A parental time out involves letting a parent relax, collect their thoughts, and regroup for better parenting later on. See if it’s at all possible to share the load with other parents so that the children aren’t left unattended during this time. Separating yourself from whatever is causing the frustration can give you a chance to calm down, resulting in a better, more loving method of dealing with any misbehaviour. 

Use these parental time outs as an emergency intervention, right when you feel like you’re losing control or about to respond in a very negative way. We don’t want to yell loudly or spank our kids, so a time out can sometimes be the best way to avoid these detrimental responses.  

Like a child’s time out, a time out for parents doesn’t have to be very long.

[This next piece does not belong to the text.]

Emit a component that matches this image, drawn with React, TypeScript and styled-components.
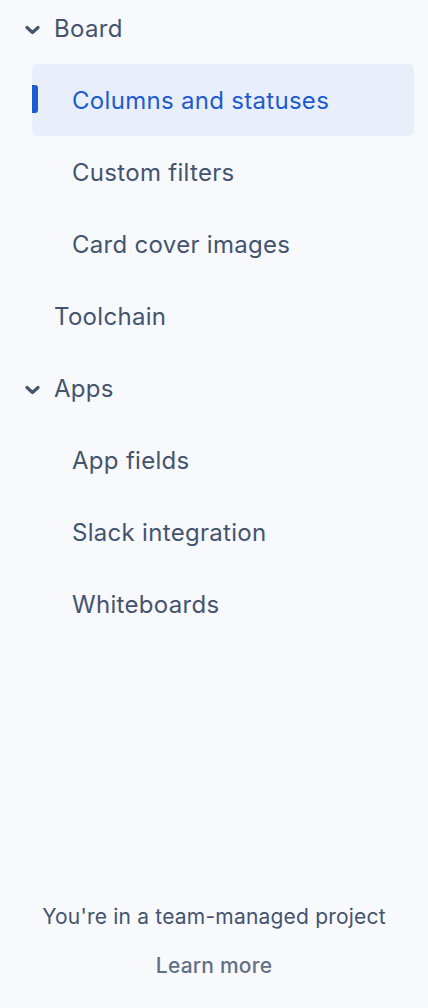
import React from 'react';
import styled, { createGlobalStyle } from 'styled-components';

const GlobalStyle = createGlobalStyle`
  html, body {
    margin: 0;
    padding: 0;
    background: #f8f9fc;
  }
  body {
    font-family: Inter, "Noto Sans", "Liberation Sans", sans-serif;
    -webkit-font-smoothing: antialiased;
  }
`

const Sidebar = styled('div')`
    height: 1008px;
    display: flex;
    flex-direction: column;
    justify-content: space-between;
    background: #f8f9fc;
    overflow: hidden;
`
const Nav = styled('nav')`
    display: flex;
    flex-direction: column;
    margin-top: -8px;
`
const Row = styled('div')<{ $depth: number; $active?: boolean }>`
    position: relative;
    height: 72px;
    display: flex;
    align-items: center;
    box-sizing: border-box;
    margin: 0 14px 0 ${p => (p.$depth === 0 ? 0 : 32)}px;
    padding-left: ${p => (p.$depth === 0 ? 54 : 40)}px;
    border-radius: 5px;
    font-size: 24px;
    letter-spacing: 0.3px;
    color: ${p => (p.$active ? '#1d5bd0' : '#44546f')};
    background: ${p => (p.$active ? '#e9effa' : 'transparent')};
`
const ActiveBar = styled('span')`
    position: absolute;
    left: 0;
    top: 21px;
    width: 6px;
    height: 28px;
    border-radius: 0 3px 3px 0;
    background: #1d5bd0;
`
const Chevron = styled('svg')`
    position: absolute;
    left: 25px;
    top: 33px;
    width: 15px;
    height: 10px;
`
const Footer = styled('div')`
    display: flex;
    flex-direction: column;
    align-items: center;
    padding-bottom: 30px;
    gap: 24px;
`
const FooterText = styled('div')`
    font-size: 21px;
    letter-spacing: 0.2px;
    color: #44546f;
`
const LearnMore = styled('a')`
    font-size: 21px;
    font-weight: 500;
    letter-spacing: 0.2px;
    color: #626f86;
    text-decoration: none;
`

type Item = { label: string; depth: number; group?: boolean; active?: boolean }

const items: Item[] = [
    { label: 'Board', depth: 0, group: true },
    { label: 'Columns and statuses', depth: 1, active: true },
    { label: 'Custom filters', depth: 1 },
    { label: 'Card cover images', depth: 1 },
    { label: 'Toolchain', depth: 0 },
    { label: 'Apps', depth: 0, group: true },
    { label: 'App fields', depth: 1 },
    { label: 'Slack integration', depth: 1 },
    { label: 'Whiteboards', depth: 1 },
]

export default function App() {
    return (
        <Sidebar>
            <GlobalStyle />
            <Nav>
                {items.map(it => (
                    <Row key={it.label} $depth={it.depth} $active={it.active}>
                        {it.active && <ActiveBar />}
                        {it.group && (
                            <Chevron viewBox="0 0 15 10">
                                <path d="M2 2.5l5.5 5 5.5-5" fill="none" stroke="#44546f" strokeWidth="3.2" strokeLinecap="round" strokeLinejoin="round" />
                            </Chevron>
                        )}
                        {it.label}
                    </Row>
                ))}
            </Nav>
            <Footer>
                <FooterText>You're in a team-managed project</FooterText>
                <LearnMore href="#">Learn more</LearnMore>
            </Footer>
        </Sidebar>
    )
}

Simply take a few minutes by yourself, go to a quiet room or out of doors, and focus on deep breathing for a while. You can even try meditation and see if it helps to melt away the tension, anxiety, or anger. 

Parental time-outs could be a great way to realign yourself with your goals when parenting. Things are likely to get tough at times, so make sure that you’re taking care of yourself in general the way. Ask for help when you’re feeling overwhelmed, or set a schedule so that you get to have a few hours off for some ‘me’ time. If you’re a nursing mother, you might think about introducing the bottle at a certain age to lighten the load. A bit of planning, self-care, and self-realization will also help you limit the time outs you need per week. 


When we’re parenting our kids, we might tend to forget our own needs. Make sure to identify the things that keep you going–a good breakfast, a cup of coffee, a hot shower, some downtime in the evening. Find people that you trust for some venting sessions, and get enough sleep whenever possible. With some proper self-care, you’d be better able to implement these effective tips for time outs.